Features
Warranty length | 3 Years |
---|---|
Brand | Audiolab |
Product Award | What HiFi Award 5 Stars |
Tech Specs
UNIT
- Type: Digital-analogue converter
- DAC: ESS Sabre32 9018 chip
- Sampling Rate: 24-bit/192kHz
- USB Sampling: 32-bit/384kHz
- DSD (64/128/256): 2.8/5.6/11.2MHz
AUDIO
- THD: (1kHz 20Hz-kHz A wtd) <0.002%
- Freq response: 20Hz - 20KHz (±0.2dB)
- SNR: (RCA) >-115dB, (XLR) > -120dB
- Dynamic: (RCA) >115dB (XLR) >120dB
- Crosstalk: (RCA) >120dB (XLR) >130dB
INPUT
- Coaxial: 2 x 24-bit/192kHz
- Optical Tos: 2 x 24-bit/192kHz
- AES/EBU: 1 x 24-bit / 192kHz
- USB: 1 x 32-bit/384kHz
OUTPUT
- Digital Coaxial: x 1
- Toslink Optical: x 1
- RCA voltage: 2.25V RMS
- XLR voltage: 4.5V RMS
- RCA Impedance: 10Ω
- XLR Impedance: 20Ω
GENERAL
- Dimensions (HWD): 114 x 247 x292mm
- Net Weight: 3.7kg
Product Description
The Audiolab M-DAC+ (Plus) is a step up from the globally acclaimed M-DAC offering the same award winning technology with significant enhancements for a superior performance.
Classic Redefined
The new M-DAC+ is based firmly on the classic M-DAC, with carefully targeted improvements in key areas – a logical move, given the original model’s sustained popularity over the last four years.

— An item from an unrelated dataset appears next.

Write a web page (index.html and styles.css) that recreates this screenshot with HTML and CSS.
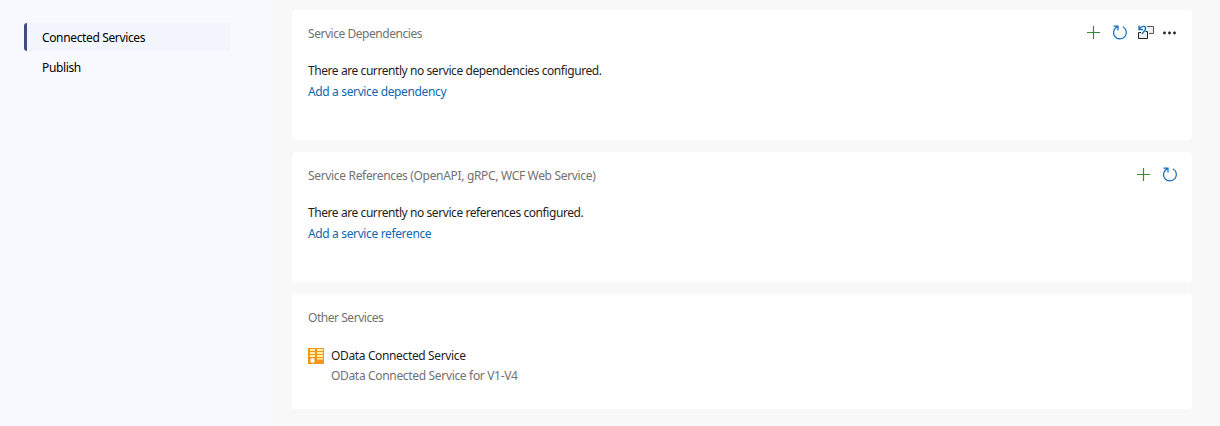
FILE: index.html
```
<!DOCTYPE html>
<html lang="en">
<head>
<meta charset="utf-8">
<title>Connected Services</title>
<link rel="stylesheet" href="styles.css">
</head>
<body>
<svg class="defs" width="0" height="0">
  <symbol id="plus" viewBox="0 0 16 16"><path d="M7.5 2v13M1 8.5h13" fill="none" stroke="#388a34" stroke-width="1.2"/></symbol>
  <symbol id="refresh" viewBox="0 0 16 16"><path d="M1.500 2H6V6.500M5.600 2.600A6.400 6.400 0 1 0 10.800 2.800" fill="none" stroke="#1b6fb5" stroke-width="1.250"/></symbol>
</svg>
<div class="app">
  <nav class="sidebar">
    <a class="nav-item active">Connected Services</a>
    <a class="nav-item">Publish</a>
  </nav>
  <main class="content">
    <section class="card">
      <header class="card-header">
        <h2 class="title short">Service Dependencies</h2>
        <div class="actions">
          <svg class="icon"><use href="#plus"/></svg>
          <svg class="icon"><use href="#refresh"/></svg>
          <svg class="icon" viewBox="0 0 16 16">
            <path d="M9 2.500h6.500v7H11" fill="#f0f0f0" stroke="#555"/>
            <path d="M3 8.500H.5v6h9v-7H7.500" fill="#eee" stroke="#222"/>
            <path d="M1 1.500v4h4M1.300 5C3 2 7.300 1.200 7.700 4.300c.2 1.900-2.200 3.500-3.900 5.500" fill="none" stroke="#1b6fb5" stroke-width="1.400"/>
          </svg>
          <svg class="icon more" viewBox="0 0 16 16"><g fill="#212121"><circle cx="2.500" cy="9" r="1.400"/><circle cx="7.500" cy="9" r="1.400"/><circle cx="12.500" cy="9" r="1.400"/></g></svg>
        </div>
      </header>
      <p class="message">There are currently no service dependencies configured.</p>
      <a class="link">Add a service dependency</a>
    </section>
    <section class="card">
      <header class="card-header">
        <h2 class="title">Service References (OpenAPI, gRPC, WCF Web Service)</h2>
        <div class="actions">
          <svg class="icon"><use href="#plus"/></svg>
          <svg class="icon"><use href="#refresh"/></svg>
        </div>
      </header>
      <p class="message">There are currently no service references configured.</p>
      <a class="link">Add a service reference</a>
    </section>
    <section class="card other">
      <header class="card-header"><h2 class="title short">Other Services</h2></header>
      <div class="service">
        <svg class="service-icon" viewBox="0 0 16 16">
          <path fill="#f7941d" d="M0 0h16v16H0z"/>
          <path fill="#fff0a8" d="M2 1h5v2H2zM9 1h6v2H9zM2 4h5v2H2zM9 4h6v2H9zM2 7h5v2H2zM9 7h6v2H9zM9 10h6v1.500H9z"/>
          <path fill="#f7941d" d="M1 9h7v6H1z"/>
          <path fill="#fff" d="M3.500 10h2v1h1v3h-1v1h-2v-1h-1v-3h1z"/>
        </svg>
        <div>
          <p class="service-name">OData Connected Service</p>
          <p class="service-detail">OData Connected Service for V1-V4</p>
        </div>
      </div>
    </section>
  </main>
</div>
</body>
</html>
```
FILE: styles.css
```
* { box-sizing: border-box; }
body { margin: 0; background: #f8f8f8; color: #1e1e1e; font: 12px/20px "Noto Sans", "Open Sans", sans-serif; letter-spacing: -0.36px; }
h2, p { margin: 0; font-size: 12px; font-weight: 400; white-space: nowrap; }
.defs { display: none; }
.app { display: flex; height: 426px; }
.sidebar { width: 267px; padding: 23px 0 0 24px; background: #f8f9ff; }
.nav-item { display: block; width: 206px; height: 28px; margin-bottom: 2px; padding: 5px 0 3px 18px; border-radius: 3px; color: #000; }
.nav-item.active { padding-left: 15px; border-left: 3px solid #424c80; background: #f2f5fc; }
.content { display: flex; flex: 1; flex-direction: column; gap: 12px; padding: 10px 28px 17px 25px; }
.card { height: 130px; padding: 14px 14px 0 16px; border-radius: 4px; background: #fff; }
.card.other { height: 115px; }
.card-header { display: flex; justify-content: space-between; height: 37px; }
.title { color: #717171; letter-spacing: -0.33px; }
.title.short { letter-spacing: -0.46px; }
.actions { display: flex; gap: 10px; }
.icon { width: 16px; height: 16px; }
.icon.more { margin-left: -2px; }
.message { height: 21px; letter-spacing: -0.425px; }
.link { display: block; width: max-content; color: #1067b0; }
.service { display: flex; gap: 7px; padding-top: 1px; }
.service-icon { width: 16px; height: 16px; margin-top: 2px; }
.service-detail { color: #717171; letter-spacing: -0.33px; }
```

The M-DAC built a peerless reputation with press and public alike since its launch in the autumn of 2011, scooping multiple Product of the Year Awards from the likes of What Hi-Fi?, Hi-Fi Choice and EISA to make it arguably the most critically acclaimed DAC component ever made.
Finest DAC Circuitry
Like the M-DAC, the M-DAC+ incorporates the ES9018 Sabre Reference 32-bit DAC chipset, still widely regarded as the finest available. This is surrounded by exceptionally well-specified circuitry that puts other similarly priced DACs to shame.

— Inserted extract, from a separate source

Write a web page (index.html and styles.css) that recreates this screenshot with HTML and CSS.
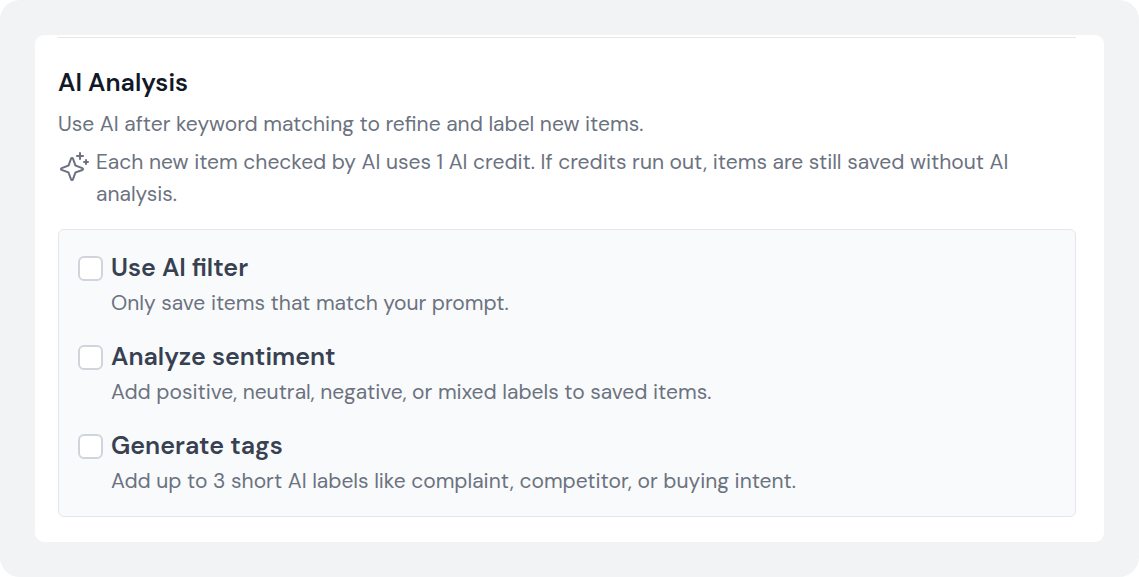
FILE: index.html
```html
<!DOCTYPE html>
<html lang="en">
<head>
<meta charset="utf-8">
<title>AI Analysis</title>
<link rel="stylesheet" href="styles.css">
</head>
<body>
<main class="frame">
  <section class="card">
    <div class="section">
      <h2 class="title">AI Analysis</h2>
      <p class="lead">Use AI after keyword matching to refine and label new items.</p>
      <div class="note">
        <svg class="note-icon" viewBox="0 0 256 256" fill="currentColor" aria-hidden="true"><path d="M197.58,129.06,146,110l-19-51.62a15.92,15.92,0,0,0-29.88,0L78,110l-51.62,19a15.92,15.92,0,0,0,0,29.88L78,178l19,51.62a15.92,15.92,0,0,0,29.88,0L146,178l51.62-19a15.92,15.92,0,0,0,0-29.88ZM137,164.22a8,8,0,0,0-4.74,4.74L112,223.85,91.78,169A8,8,0,0,0,87,164.22L32.15,144,87,123.78A8,8,0,0,0,91.78,119L112,64.15,132.22,119a8,8,0,0,0,4.74,4.74L191.85,144ZM144,40a8,8,0,0,1,8-8h16V16a8,8,0,0,1,16,0V32h16a8,8,0,0,1,0,16H184V64a8,8,0,0,1-16,0V48H152A8,8,0,0,1,144,40ZM248,88a8,8,0,0,1-8,8h-8v8a8,8,0,0,1-16,0V96h-8a8,8,0,0,1,0-16h8V72a8,8,0,0,1,16,0v8h8A8,8,0,0,1,248,88Z"/></svg>
        <p class="note-text">Each new item checked by AI uses 1 AI credit. If credits run out, items are still saved without AI analysis.</p>
      </div>
      <div class="options">
        <div class="option">
          <input class="check" type="checkbox" id="filter" aria-describedby="filter-help">
          <div><label class="label" for="filter">Use AI filter</label><p class="help" id="filter-help">Only save items that match your prompt.</p></div>
        </div>
        <div class="option">
          <input class="check" type="checkbox" id="sentiment" aria-describedby="sentiment-help">
          <div><label class="label" for="sentiment">Analyze sentiment</label><p class="help" id="sentiment-help">Add positive, neutral, negative, or mixed labels to saved items.</p></div>
        </div>
        <div class="option">
          <input class="check" type="checkbox" id="tags" aria-describedby="tags-help">
          <div><label class="label" for="tags">Generate tags</label><p class="help" id="tags-help">Add up to 3 short AI labels like complaint, competitor, or buying intent.</p></div>
        </div>
      </div>
    </div>
  </section>
</main>
</body>
</html>
```
FILE: styles.css
```css
* { box-sizing: border-box; }
body { margin: 0; background: #fff; color: #6b7280; font-family: "DM Sans", "Open Sans", sans-serif; font-size: 21px; line-height: 32px; }
h2, p { margin: 0; }
.frame { min-height: 100vh; padding: 35px; border-radius: 20px; background: #f1f3f5; }
.card { padding: 2px 28px 25px 23px; border-radius: 9px; background: #fff; }
.section { padding-top: 29px; border-top: 1px solid #e5e7eb; }
.title { color: #111827; font-size: 25px; font-weight: 600; line-height: 32px; }
.lead { margin-top: 9px; }
.note { display: flex; gap: 6px; margin-top: 6px; }
.note-icon { flex: none; width: 32px; height: 32px; margin-top: 5px; }
.options { display: grid; gap: 20px; margin-top: 19px; padding: 20px 19px 19px; border: 1px solid #e5e7eb; border-radius: 6px; background: #f9fafb; }
.option { display: flex; gap: 8px; }
.check { flex: none; appearance: none; width: 25px; height: 25px; margin: 6px 0 0; border: 2px solid #d1d5db; border-radius: 6px; background: #fff; }
.label { display: block; color: #374151; font-size: 25px; font-weight: 600; line-height: 36px; }
.help { padding-top: 1px; }
```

It includes a proprietary, discrete master clock to minimise jitter, coupled with extensive time domain isolation. A JFET Class A output stage ensures that the audio signal, following conversion from the digital domain to analogue, is of the highest quality.
High Performance
Under the hood lie a number of performance-related enhancements. The M-DAC+ now processes audio data up to 32-bit/384kHz via USB; this is a far higher specification than that required by current hi-res music formats, ensuring this new, premium-quality addition to the M-DAC family is fully equipped for future advances in ultra-high-definition digital sound.
The USB input now also accepts DSD files (the digital audio system originally developed for Super Audio CD), offering compatibility with DSD64, DSD128 and DSD256. This is a significant addition, as DSD has an important role to play in the developing high-resolution digital download scene.
Ajustable Sound
As digital audio technology has progressed, the importance of the characteristics of reconstruction digital filters has become more appreciated. Like the classic M-DAC, the M-DAC+ features user-selectable filters for optimal listening and measurement modes, in addition to more conventional types for easy comparison.

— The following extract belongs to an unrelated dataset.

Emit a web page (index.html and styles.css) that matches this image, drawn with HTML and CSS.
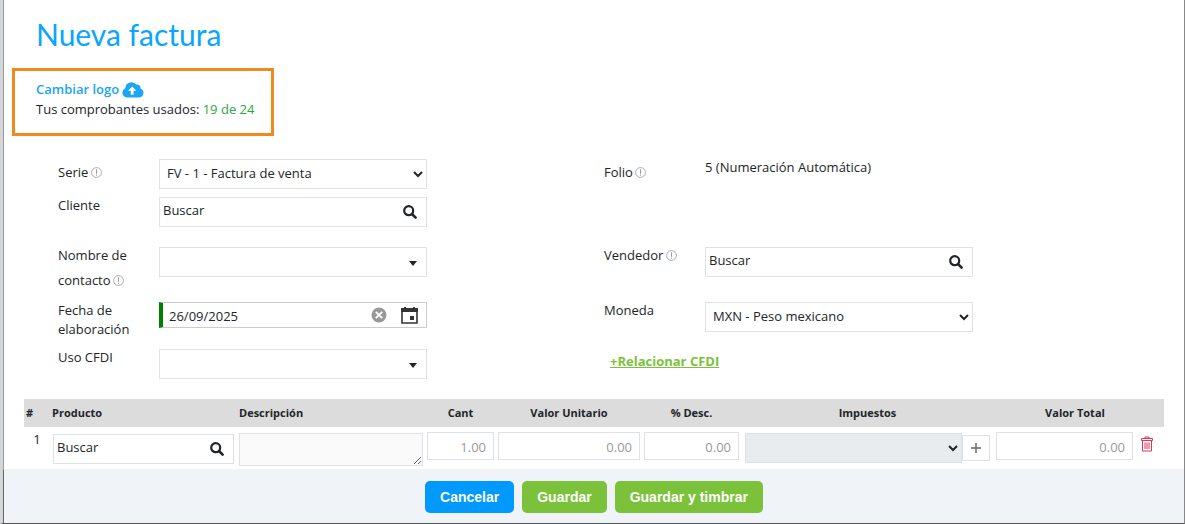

These filter settings allow the user to tune performance to suit his or her preference, depending on system configuration, digital file quality and musical taste. The M-DAC+ inherits seven filter settings from the M-DAC for PCM files and adds four more for DSD playback, allowing the user to optimise the noise floor to suit the performance of the source file and the bandwidth of associated equipment such as amps and speakers.
Enhanced Performance
Another important change relates to the power supply, which has been upgraded and is now incorporated within the M-DAC+’s chassis (hence its slightly taller and deeper case compared to the classic M-DAC). A precision-wound toroidal transformer uses multiple windings to feed separate analogue and digital rectification stages.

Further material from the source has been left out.